The restaurateur was excited by the opportunity to contribute his energy and wishes as part of a co-creation project. ‘I’m a very curious person,’ he says. ‘I was really interested in how you build a complete store out of nothing.’Watch video again
Isabel Rudolf-Staubach, Head of Innovation and Customer Experience at METRO, and Franck Subileau are the perfect co-creation partners. Together with other customers, they developed, tested and designed the Compact Store in Alès entirely with virtual reality – and this included timely error correction.
Simply scan your customer card – and bienvenue to the first METRO Compact Store! The store is well organised, the distances from A to B are short and various technological applications make the shopping process easier and allow the customers to save time. This is a format with potential.
New technologies – new opportunities
The Compact Store in Alès doesn’t just have a new format. It is also the first METRO store to be planned and realised jointly with customers in an innovative co-creation process. Isabel Rudolf-Staubach developed and accompanied the project with her team: ‘The innovations that our French colleagues came up with for this new store format were so comprehensive that we couldn’t have got the job done with a normal workshop – so we decided on a new, very exciting approach.’

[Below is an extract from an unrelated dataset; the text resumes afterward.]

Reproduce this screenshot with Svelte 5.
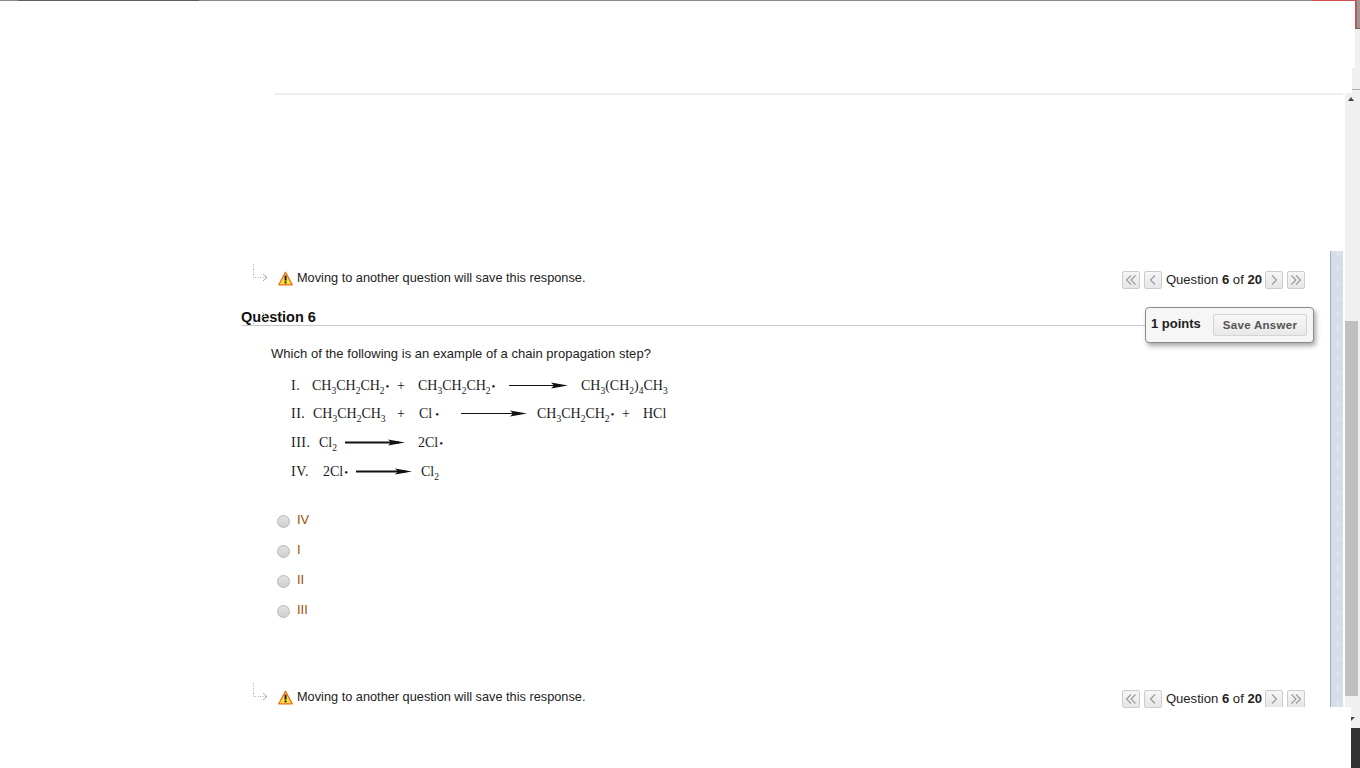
<script>
  const options = ['IV', 'I', 'II', 'III'];
</script>

{#snippet arrow(w, sw)}
  <svg class="arrow" width={w} height="9" viewBox="0 0 {w} 9" aria-hidden="true">
    <line x1="0" y1="4.5" x2={w - 6} y2="4.5" stroke="#111" stroke-width={sw} />
    <path d="M{w - 17} 1.5 L{w} 4.5 L{w - 17} 7.5 L{w - 14} 4.5 Z" fill="#111" />
  </svg>
{/snippet}

{#snippet nav()}
  <div class="nav">
    <div class="warn">
      <svg class="elbow" width="16" height="20" viewBox="0 0 16 20" aria-hidden="true">
        <path d="M1.5 0 V13.5 H14" fill="none" stroke="#aaa" stroke-dasharray="1 1.5" />
        <path d="M11 10 L15 13.5 L11 17" fill="none" stroke="#aaa" />
      </svg>
      <svg class="tri" width="15" height="15" viewBox="0 0 15 15" aria-hidden="true">
        <path d="M7.5 1.2 L14.2 13.8 H0.8 Z" fill="#ffdf3c" stroke="#ee6a1a" stroke-width="1.3" stroke-linejoin="round" />
        <rect x="6.6" y="4.6" width="1.9" height="5" fill="#111" />
        <rect x="6.6" y="10.5" width="1.9" height="1.9" fill="#111" />
      </svg>
      <span>Moving to another question will save this response.</span>
    </div>
    <div class="pager">
      <button class="pg" aria-label="First">
        <svg width="12" height="12" viewBox="0 0 12 12"><path d="M6 1.5 L1.5 6 L6 10.5 M10.5 1.5 L6 6 L10.5 10.5" fill="none" stroke="#999" stroke-width="1.1" /></svg>
      </button>
      <button class="pg" aria-label="Previous">
        <svg width="12" height="12" viewBox="0 0 12 12"><path d="M8 1.5 L3.5 6 L8 10.5" fill="none" stroke="#999" stroke-width="1.1" /></svg>
      </button>
      <span class="count">Question <b>6</b> of <b>20</b></span>
      <button class="pg" aria-label="Next">
        <svg width="12" height="12" viewBox="0 0 12 12"><path d="M4 1.5 L8.5 6 L4 10.5" fill="none" stroke="#999" stroke-width="1.1" /></svg>
      </button>
      <button class="pg" aria-label="Last">
        <svg width="12" height="12" viewBox="0 0 12 12"><path d="M1.5 1.5 L6 6 L1.5 10.5 M6 1.5 L10.5 6 L6 10.5" fill="none" stroke="#999" stroke-width="1.1" /></svg>
      </button>
    </div>
  </div>
{/snippet}

<div class="page">
  <div class="topline"></div>
  <div class="rule"></div>

  <main class="main">
    {@render nav()}

    <div class="qhead">
      <h2 class="qtitle">Question 6</h2>
      <div class="points">
        <strong>1 points</strong>
        <button class="save">Save Answer</button>
      </div>
    </div>

    <p class="qtext">Which of the following is an example of a chain propagation step?</p>

    <div class="chem">
      <div class="row r1">
        <span>I.</span><span>CH<sub>3</sub>CH<sub>2</sub>CH<sub>2</sub><i>•</i></span><span>+</span><span>CH<sub>3</sub>CH<sub>2</sub>CH<sub>2</sub><i>•</i></span>
        {@render arrow(59, 1)}
        <span>CH<sub>3</sub>(CH<sub>2</sub>)<sub>4</sub>CH<sub>3</sub></span>
      </div>
      <div class="row r2">
        <span>II.</span><span>CH<sub>3</sub>CH<sub>2</sub>CH<sub>3</sub></span><span>+</span><span>Cl<i class="far">•</i></span>
        {@render arrow(66, 1)}
        <span>CH<sub>3</sub>CH<sub>2</sub>CH<sub>2</sub><i>•</i></span><span>+</span><span>HCl</span>
      </div>
      <div class="row r3">
        <span>III.</span><span>Cl<sub>2</sub></span>
        {@render arrow(60, 2)}
        <span>2Cl<i>•</i></span>
      </div>
      <div class="row r4">
        <span>IV.</span><span>2Cl<i>•</i></span>
        {@render arrow(56, 2)}
        <span>Cl<sub>2</sub></span>
      </div>
    </div>

    <ul class="options">
      {#each options as o}
        <li><input type="radio" name="q6" aria-label={o} /><label for="">{o}</label></li>
      {/each}
    </ul>

    {@render nav()}
  </main>

  <!-- stray dotted fragment lying over the question title -->
  <svg class="stray" width="16" height="16" viewBox="0 0 16 16" aria-hidden="true">
    <path d="M1.5 8 V15" fill="none" stroke="#999" stroke-dasharray="1 1.5" />
    <path d="M10 2 L13 5 L10 8" fill="none" stroke="#bbb" />
  </svg>

  <!-- browser and frame remnants at the right edge -->
  <div class="track"></div>
  <div class="strip">
    <svg width="13" height="456" aria-hidden="true">
      <defs>
        <pattern id="plus" width="13" height="15" patternUnits="userSpaceOnUse">
          <path d="M8 -1 V6 M4.5 2.5 H11.5" stroke="#dfe4ec" stroke-width="2" />
          <path d="M8 14 V16 M4.5 17.5 H11.5" stroke="#dfe4ec" stroke-width="2" />
        </pattern>
      </defs>
      <rect width="13" height="456" fill="#d5dde9" />
      <rect width="13" height="456" fill="url(#plus)" />
      <rect width="1" height="456" fill="#a9aeb6" />
    </svg>
  </div>
  <div class="thumb"></div>
  <div class="corner"></div>
  <div class="redtop"></div>
  <div class="redside"></div>
  <div class="notch"></div>
  <div class="greyline"></div>
  <div class="up"></div>
  <div class="foot"></div>
  <div class="down"></div>
  <div class="dark"></div>
</div>

<style>
  :global(body) {
    margin: 0;
    background: #fff;
  }
  .page {
    position: relative;
    width: 1360px;
    height: 768px;
    overflow: hidden;
    background: #fff;
    font-family: "Liberation Sans", Arial, sans-serif;
    font-size: 13px;
    color: #222;
  }
  .topline {
    height: 1px;
    background: linear-gradient(to right, #8a8a8a 18px, #5f5f5f 18px, #5f5f5f 199px, #8a8a8a 199px);
  }
  .rule {
    height: 2px;
    margin: 92px 0 0 274px;
    width: 1069px;
    background: #efefef;
  }
  .main {
    width: 1073px;
    margin: 175px 0 0 241px;
  }
  .nav {
    display: flex;
    justify-content: space-between;
    height: 20px;
    padding: 0 9px 0 11px;
  }
  .warn {
    display: flex;
    align-items: flex-start;
    line-height: 15px;
  }
  .warn span {
    margin: 0 0 0 4px;
    font-size: 12.75px;
  }
  .elbow {
    margin: -6px 10px 0 0;
  }
  .tri {
    margin-top: 1px;
  }
  .pager {
    display: flex;
    align-items: center;
    gap: 4px;
  }
  .count {
    margin-top: -1px;
    margin-right: -1px;
    font-size: 13.1px;
    white-space: nowrap;
  }
  .count b {
    font-weight: 700;
  }
  .pg {
    box-sizing: border-box;
    display: flex;
    align-items: center;
    justify-content: center;
    width: 18px;
    height: 18px;
    padding: 0;
    border: 1px solid #ccc;
    border-radius: 2px;
    background: linear-gradient(#f6f6f6, #e6e6e6);
  }
  .qhead {
    display: flex;
    align-items: flex-start;
    height: 36px;
    margin-top: 17px;
  }
  .qtitle {
    flex: 1;
    margin: 3px 0 0;
    height: 15px;
    border-bottom: 1px solid #c8c8c8;
    font-size: 14.5px;
    line-height: 15px;
    font-weight: 700;
    color: #111;
  }
  .points {
    box-sizing: border-box;
    display: flex;
    align-items: center;
    justify-content: space-between;
    width: 169px;
    height: 36px;
    padding: 0 6px 0 5px;
    border: 1px solid #8c8c8c;
    border-radius: 4px;
    background: #f6f6f6;
    box-shadow: 2px 3px 5px rgba(0, 0, 0, 0.35);
    color: #222;
  }
  .points strong {
    font-size: 13px;
    margin-top: -4px;
  }
  .save {
    box-sizing: border-box;
    width: 94px;
    height: 22px;
    padding: 0;
    border: 1px solid #d4d4d4;
    border-radius: 2px;
    background: linear-gradient(#f7f7f7, #e9e9e9);
    font: 700 11.5px "Liberation Sans", Arial, sans-serif;
    letter-spacing: 0.3px;
    color: #555;
  }
  .qtext {
    margin: 3px 0 0 30px;
    line-height: 15px;
    letter-spacing: 0.03px;
  }
  .chem {
    margin: 10px 0 0 50px;
    font-family: "Liberation Serif", "Times New Roman", serif;
    font-size: 14px;
    color: #1c1c1c;
  }
  .row {
    display: grid;
    align-items: center;
    height: 29px;
    white-space: nowrap;
  }
  .row span:first-child {
    letter-spacing: 0.5px;
  }
  .row sub {
    font-size: 9.5px;
    line-height: 0;
  }
  .row i {
    font-style: normal;
    font-size: 11px;
    margin-left: 1px;
  }
  .row i.far {
    margin-left: 3px;
  }
  .r1 {
    grid-template-columns: 21px 85px 21px 91px 72px auto;
  }
  .r2 {
    margin-top: -1px;
    grid-template-columns: 22px 84px 22px 42px 76px 85px 21px auto;
  }
  .r3 {
    grid-template-columns: 28px 26px 73px auto;
  }
  .r4 {
    grid-template-columns: 32px 33px 65px auto;
  }
  .arrow {
    display: block;
  }
  .options {
    list-style: none;
    margin: 20px 0 0 36px;
    padding: 0;
  }
  .options li {
    display: flex;
    align-items: center;
    height: 30px;
  }
  .options input {
    appearance: none;
    box-sizing: border-box;
    width: 13px;
    height: 13px;
    margin: 1px 7px 0 0;
    border: 1px solid #b8b8b8;
    border-radius: 50%;
    background: linear-gradient(#e2e2e2, #cfcfcf);
  }
  .options label {
    margin-top: -4px;
    color: #a04e06;
  }
  .options + .nav {
    margin-top: 63px;
  }
  .stray {
    position: absolute;
    left: 252px;
    top: 310px;
  }
  .track {
    position: absolute;
    left: 1345px;
    top: 0;
    width: 15px;
    height: 768px;
    background: #f0f0f0;
  }
  .strip {
    position: absolute;
    left: 1330px;
    top: 251px;
    width: 13px;
    height: 456px;
  }
  .strip svg {
    display: block;
  }
  .thumb {
    position: absolute;
    left: 1345px;
    top: 321px;
    width: 13px;
    height: 375px;
    background: #c0bebe;
  }
  .corner {
    position: absolute;
    left: 1345px;
    top: 0;
    width: 10px;
    height: 68px;
    background: #fff;
  }
  .notch {
    position: absolute;
    left: 1345px;
    top: 68px;
    width: 7px;
    height: 25px;
    background: #fff;
  }
  .redtop {
    position: absolute;
    left: 1312px;
    top: 0;
    width: 44px;
    height: 1px;
    background: #d05050;
  }
  .redside {
    position: absolute;
    left: 1355px;
    top: 0;
    width: 5px;
    height: 28px;
    background: linear-gradient(to right, #d05050 2px, #999 2px);
    border-bottom: 1px solid #666;
    box-sizing: content-box;
  }
  .greyline {
    position: absolute;
    left: 1352px;
    top: 89px;
    width: 8px;
    height: 1px;
    background: #aaa;
  }
  .up {
    position: absolute;
    left: 1348px;
    top: 97px;
    border-left: 3.5px solid transparent;
    border-right: 3.5px solid transparent;
    border-bottom: 4px solid #444;
  }
  .foot {
    position: absolute;
    left: 1243px;
    top: 707px;
    width: 108px;
    height: 61px;
    background: #fff;
  }
  .down {
    position: absolute;
    left: 1351px;
    top: 717px;
    width: 0;
    border-top: 4px solid #444;
    border-right: 4px solid transparent;
  }
  .dark {
    position: absolute;
    left: 1351px;
    top: 728px;
    width: 9px;
    height: 40px;
    background: #333;
  }
</style>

To quickly and realistically test as many innovations as possible with very busy HoReCa customers, the team turned to virtual reality: ‘In a kind of computer game, we invited the customers on a digital shopping trip. One of their tasks was to find 20 products in the store. While they did this, we asked them a long series of questions. On the basis of the interviews and the digital movement tracking, we were able to analyse specifically what the customers want.’ This results formed the basis for planning the Compact Store – and additionally delivered a wealth of valuable insights for further market planning.
Compact Store Alès
The successfully tested and realised technological innovations in the Compact Store in Alès include, for example, hand scanners with which customers can record their goods themselves while shopping. This gives them a constant overview of what is in their shopping cart and the total to be paid. Thanks to self-checkout, the customers maintain control even while concluding their shopping and paying for their goods – which also results in considerable time savings.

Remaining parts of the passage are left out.